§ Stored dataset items
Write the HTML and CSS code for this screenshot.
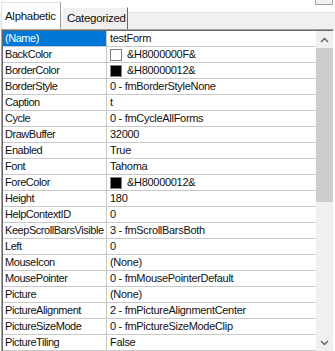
FILE: index.html
```html
<!DOCTYPE html>
<html lang="en">
<head>
  <meta charset="UTF-8" />
  <title>Properties - testForm</title>
  <link rel="stylesheet" href="styles.css">
</head>
<body>
  <div class="window">
    <div class="tabstrip">
      <div class="corner"></div>
      <div class="tabs">
        <div class="tab active">Alphabetic</div>
        <div class="tab">Categorized</div>
      </div>
    </div>

    <div class="grid-box">
      <div class="grid" id="grid"></div>
      <div class="scrollbar">
        <div class="arrow up">
          <svg width="9" height="6" viewBox="0 0 9 6"><path d="M1 5 L4.5 1.5 L8 5" fill="none" stroke="#606060" stroke-width="1.4"/></svg>
        </div>
        <div class="track">
          <div class="thumb"></div>
        </div>
        <div class="arrow down">
          <svg width="9" height="6" viewBox="0 0 9 6"><path d="M1 1 L4.5 4.5 L8 1" fill="none" stroke="#606060" stroke-width="1.4"/></svg>
        </div>
      </div>
    </div>
  </div>

  <script>
    const props = [
      ["(Name)", "testForm"],
      ["BackColor", "&H8000000F&", "#ffffff"],
      ["BorderColor", "&H80000012&", "#000000"],
      ["BorderStyle", "0 - fmBorderStyleNone"],
      ["Caption", "t"],
      ["Cycle", "0 - fmCycleAllForms"],
      ["DrawBuffer", "32000"],
      ["Enabled", "True"],
      ["Font", "Tahoma"],
      ["ForeColor", "&H80000012&", "#000000"],
      ["Height", "180"],
      ["HelpContextID", "0"],
      ["KeepScrollBarsVisible", "3 - fmScrollBarsBoth"],
      ["Left", "0"],
      ["MouseIcon", "(None)"],
      ["MousePointer", "0 - fmMousePointerDefault"],
      ["Picture", "(None)"],
      ["PictureAlignment", "2 - fmPictureAlignmentCenter"],
      ["PictureSizeMode", "0 - fmPictureSizeModeClip"],
      ["PictureTiling", "False"]
    ];

    const grid = document.getElementById("grid");
    props.forEach((p, i) => {
      const row = document.createElement("div");
      row.className = i === 0 ? "row selected" : "row";
      let swatch = "";
      if (p[2]) {
        swatch = `<span class="swatch" style="background:${p[2]}"></span>`;
      }
      row.innerHTML = `
        <span class="name">${p[0]}</span>
        <span class="value">${swatch}${p[1].replace(/&/g, "&amp;")}</span>
      `;
      grid.appendChild(row);
    });
  </script>
</body>
</html>
```

FILE: styles.css
```css
body {
  margin: 0;
  background: #ffffff;
  font-family: "Liberation Sans", Arial, sans-serif;
  font-size: 11px;
  letter-spacing: -0.3px;
  color: #111111;
}
.window {
  width: 335px;
  height: 351px;
  display: flex;
  flex-direction: column;
  overflow: hidden;
}
.tabstrip {
  height: 29px;
  position: relative;
  background: linear-gradient(to bottom, #ffffff 0, #ffffff 12px, #e3e3e3 12px, #e3e3e3 13px, #f0f0f0 13px);
}
.corner {
  position: absolute;
  right: 2px;
  top: -2px;
  width: 16px;
  height: 5px;
  border: 1px solid #a0a0a0;
  background: #f0f0f0;
}
.tabs {
  display: flex;
  align-items: flex-end;
  height: 29px;
  padding-left: 1px;
}
.tab {
  height: 22px;
  padding: 0 4px 0 4px;
  line-height: 21px;
  font-size: 11.5px;
  background: #f0f0f0;
  border-top: 1px solid #ffffff;
  border-left: 1px solid #ffffff;
  border-right: 1px solid #696969;
  box-sizing: border-box;
  margin-left: 1px;
}
.tab.active {
  height: 27px;
  line-height: 26px;
  width: 60px;
  background: #ffffff;
  border-top: 1px solid #e3e3e3;
  border-left: 1px solid #e3e3e3;
  border-right: 1px solid #a0a0a0;
  padding: 0 0 0 3px;
  margin-left: 0;
}
.tab + .tab {
  width: 66px;
}
.grid-box {
  flex: 1;
  display: flex;
  margin-left: 1px;
  width: 333px;
  border-top: 1px solid #a0a0a0;
  border-left: 1px solid #a0a0a0;
  border-right: 1px solid #ffffff;
  box-shadow: inset 1px 1px 0 #696969;
  padding: 1px 0 0 1px;
  box-sizing: border-box;
  background: #ffffff;
}
.grid {
  flex: 1;
  overflow: hidden;
}
.row {
  display: flex;
  height: 16px;
  box-sizing: border-box;
  border-bottom: 1px solid #c8c8c8;
  line-height: 15px;
}
.name {
  width: 101px;
  padding-left: 2px;
  border-right: 1px solid #c8c8c8;
  white-space: nowrap;
  overflow: hidden;
  letter-spacing: -0.45px;
}
.selected .name {
  background: #0078d7;
  color: #ffffff;
}
.value {
  flex: 1;
  padding-left: 3px;
  white-space: nowrap;
  overflow: hidden;
  display: flex;
  align-items: center;
}
.swatch {
  width: 10px;
  height: 10px;
  border: 1px solid #808080;
  margin-right: 5px;
}
.scrollbar {
  width: 17px;
  background: #f0f0f0;
  display: flex;
  flex-direction: column;
}
.arrow {
  height: 17px;
  display: flex;
  align-items: center;
  justify-content: center;
}
.track {
  flex: 1;
}
.thumb {
  height: 154px;
  background: #cdcdcd;
}
```
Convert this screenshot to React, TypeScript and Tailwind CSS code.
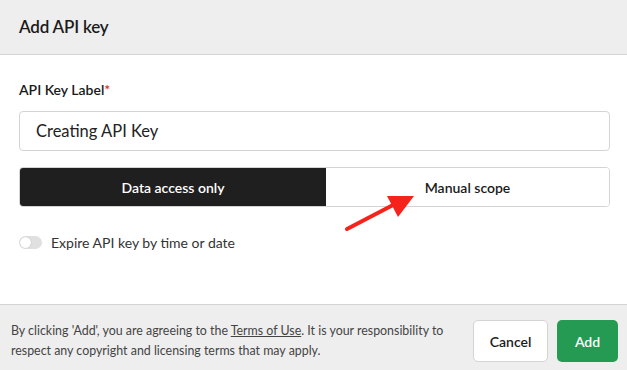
import { useState } from 'react';

const font = { fontFamily: 'Lato, "Open Sans", Arial, sans-serif' };

export default function App() {
  const [mode, setMode] = useState<'data' | 'manual'>('data');
  const [expire, setExpire] = useState(false);

  return (
    <div className="relative w-[627px] h-[370px] bg-white text-[#1a1a1a] flex flex-col overflow-hidden" style={font}>
      {/* Header */}
      <div className="h-[55px] shrink-0 bg-[#eeeeee] border-b border-[#d4d4d4] flex items-center px-[19px]">
        <h1 className="text-[17px] font-semibold tracking-[-0.2px]">Add API key</h1>
      </div>

      {/* Body */}
      <div className="flex-1 pl-[19px] pr-[17px] pt-[26px]">
        <label className="block text-[14px] font-semibold leading-[18px] mb-[12px]">
          API Key Label<span className="text-[#e0282e]">*</span>
        </label>
        <input
          defaultValue="Creating API Key"
          className="w-full h-[40px] rounded-[4px] border border-[#d4d4d4] px-[16px] text-[16.5px] text-[#222] outline-none"
          style={font}
        />

        <div className="mt-[16px] flex h-[40px] rounded-[4px] border border-[#d4d4d4] overflow-hidden">
          <button
            onClick={() => setMode('data')}
            className={`w-[306px] shrink-0 text-[14px] font-semibold ${mode === 'data' ? 'bg-[#1f1f1f] text-white' : 'bg-white text-[#1a1a1a]'}`}
          >
            Data access only
          </button>
          <button
            onClick={() => setMode('manual')}
            className={`flex-1 text-[14px] font-semibold ${mode === 'manual' ? 'bg-[#1f1f1f] text-white' : 'bg-white text-[#1a1a1a]'}`}
          >
            Manual scope
          </button>
        </div>

        <div className="mt-[25px] flex items-center gap-[9px]">
          <button
            onClick={() => setExpire(!expire)}
            className={`w-[23px] h-[13px] rounded-full flex items-center p-[1px] ${expire ? 'bg-[#24a148] justify-end' : 'bg-[#e0e0e0] justify-start'}`}
          >
            <span className="w-[11px] h-[11px] rounded-full bg-white shadow-[0_0_1px_rgba(0,0,0,0.3)]" />
          </button>
          <span className="text-[14px] text-[#333]">Expire API key by time or date</span>
        </div>
      </div>

      {/* Footer */}
      <div className="h-[66px] shrink-0 bg-[#eeeeee] border-t border-[#d4d4d4] flex items-center justify-between pl-[11px] pr-[9px] pt-[7px]">
        <p className="text-[12.4px] leading-[20px] text-[#444] w-[455px]">
          By clicking 'Add', you are agreeing to the <span className="underline">Terms of Use</span>. It is your responsibility to respect any copyright and licensing terms that may apply.
        </p>
        <div className="flex gap-[9px]">
          <button className="h-[42px] w-[75px] rounded-[5px] border border-[#d4d4d4] bg-white text-[14px] font-semibold text-[#1a1a1a]">
            Cancel
          </button>
          <button className="h-[42px] w-[61px] rounded-[5px] bg-[#259a52] text-[14px] font-semibold text-white">
            Add
          </button>
        </div>
      </div>

      {/* Annotation arrow */}
      <svg className="absolute left-0 top-0 pointer-events-none" width="627" height="370">
        <line x1="347" y1="229" x2="395" y2="204" stroke="#f5231c" strokeWidth="4" strokeLinecap="round" />
        <polygon points="414,196 387,196 398,217" fill="#f5231c" />
      </svg>
    </div>
  );
}
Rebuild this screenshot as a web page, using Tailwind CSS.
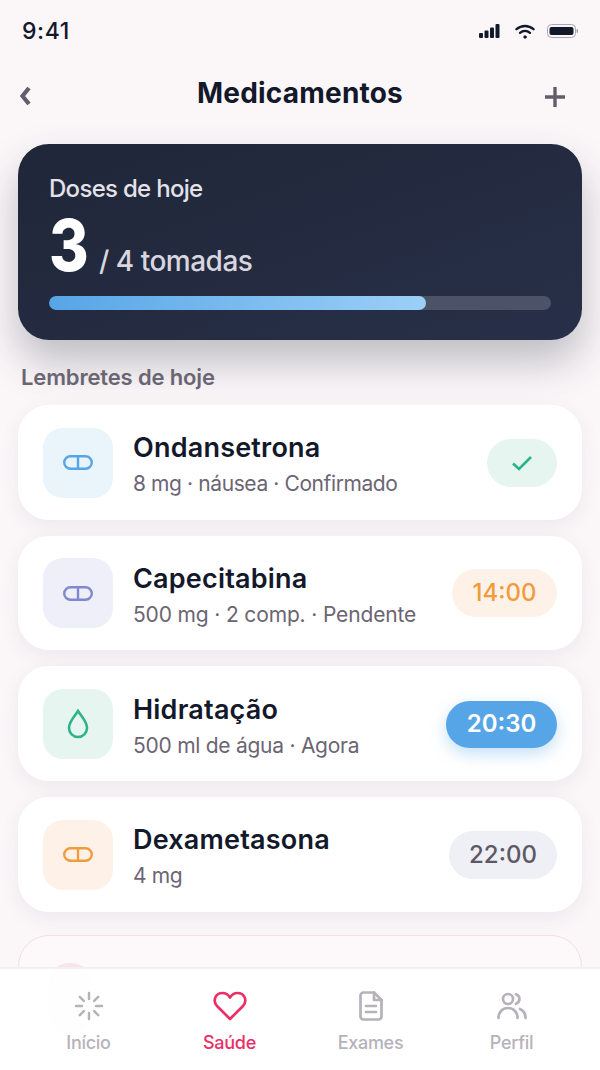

§ Exercise instructions
Give the number of lines in the material above that have the word "code" in them, and nothing more.

§ Answer to the exercise
2